The $100 Billion Question: How Can Investors Find the Next Netflix?
Netflix is a shining star of Silicon Valley and technology stocks. It recently passed $100 billion in market capitalization, and its stock price has skyrocketed from $25 per share five years ago to $275 per share in January 2018.
Stock analysts often look at successful stocks like Netflix, and attempt to find patterns and indicators of success that might be present in other companies; if that analysis can find enough similarities, they may have found a winning stock that is poised to follow a similar path. With that in mind, let’s look at three of the biggest reasons for Netflix’s success, and consider what other companies share those traits.
One key to success in technology stocks is scalability, or the ability to create a product or service once and deliver it again and again. This is true in both software as a service (SAAS) companies and content companies. For example, Netflix can spend money once to create a new movie or series, and then show that movie or series to streaming subscribers again and again with minimal additional cost. It also uses its extensive infrastructure to stream movies and shows licensed by other content creators, like major Hollywood movie studios.
If you are looking for a similar stock in the content sphere, you may be excited by Spotify. The European startup offers a similar service to Netflix, except with a focus on music and audio instead of movies and video. While its hybrid advertising- and subscription-based platform works a little differently than Netflix, it is on track for a 2018 IPO in the United States that may be an interesting (if risky) choice for your investment dollars.
Data-Driven Marketing to Existing Customers
Netflix was a pioneer in marketing to existing customers, and their unique methods led to some serious customer loyalty. Based on what you already like, it suggests new movies and shows you might like. That keeps you watching—and paying those monthly subscription fees.
Netflix is by no means alone in using data to keep existing customers engaged. Amazon, for instance, uses similar tactics to advertise products to existing customers based on their shopping preferences. But of course, Amazon has already seen huge growth, and part of successful investing is identifying new companies that still have major growth ahead.
One newer company that uses similar methods of advertising to existing customers is Stitch Fix (NASDAQ: SFIX), a personalized styling service. After you sign up, you are sent a personalized delivery and can keep what you want. But with the knowledge of what you already like, Stitch Fix is in a great position to convince one-time customers to become repeat buyers. And with the rise of artificial intelligence and machine learning, those suggestions will keep getting better and better.

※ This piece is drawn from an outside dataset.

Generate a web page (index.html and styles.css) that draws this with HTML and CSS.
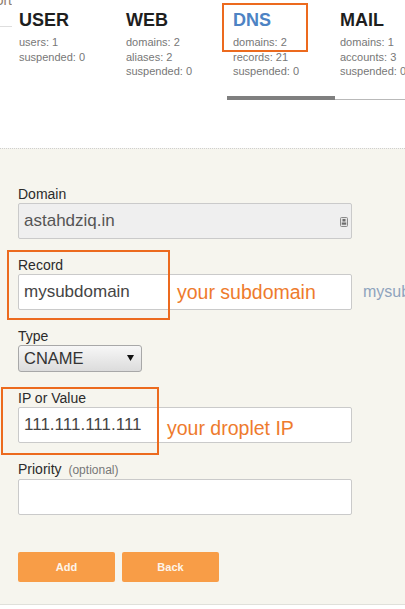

Making It Easier for Consumers to Get What They Already Want
Video stores have been around since the 1970s, and consumer desire to watch movies at home hasn’t abated. Netflix took this experience, made it many times more convenient, and packaged it up into a monthly fee. This took the company from about 23 million customers in 2011 to nearly 118 million around the world today. Adding 100 million customers is the same as signing up about one third of the entire United States population.
What Netflix did for the video store, Blue Apron (NYSE:APRN) is trying to do for food. Blue Apron is a meal subscription service that delivers boxes of ingredients with cooking instructions to your door. Where Netflix’s initial value proposition was letting you skip the video rental stores, Blue Apron does the same by allowing you to skip the grocery store and recipe search websites.
However, it is also important to look beyond the business model to the financials. Blue Apron has struggled for profits, laid off a lot of workers, and watched its stock price fall during a period where Netflix has shown tremendous growth. Still, while you might not want to sink your dollars into Blue Apron, there are some promising competitors in the meal kit delivery space also worth watching. All of the subscription box companies may not survive, but it is likely at least a few will be breakout successes—just like Netflix.
Pay Attention to the Details in Stock Analysis
In many cases, professional investors are not looking for anything an amateur investor couldn’t find. The key to success is looking into both the finances and operations of a company to find one that is undervalued and ready to grow. That is the basic premise behind value investing, the school of thought pioneered by Columbia professor and author Benjamin Graham and touted as the key to success of Warren Buffett, the world’s fourth-richest man.
If you can identify the next big stock before it breaks out, you’ll maybe on track to earning your own millions in the stock market. But one thing is certain: You can’t make it big in the stock market if you don’t take the time for thoughtful analysis around your favorite investing strategy.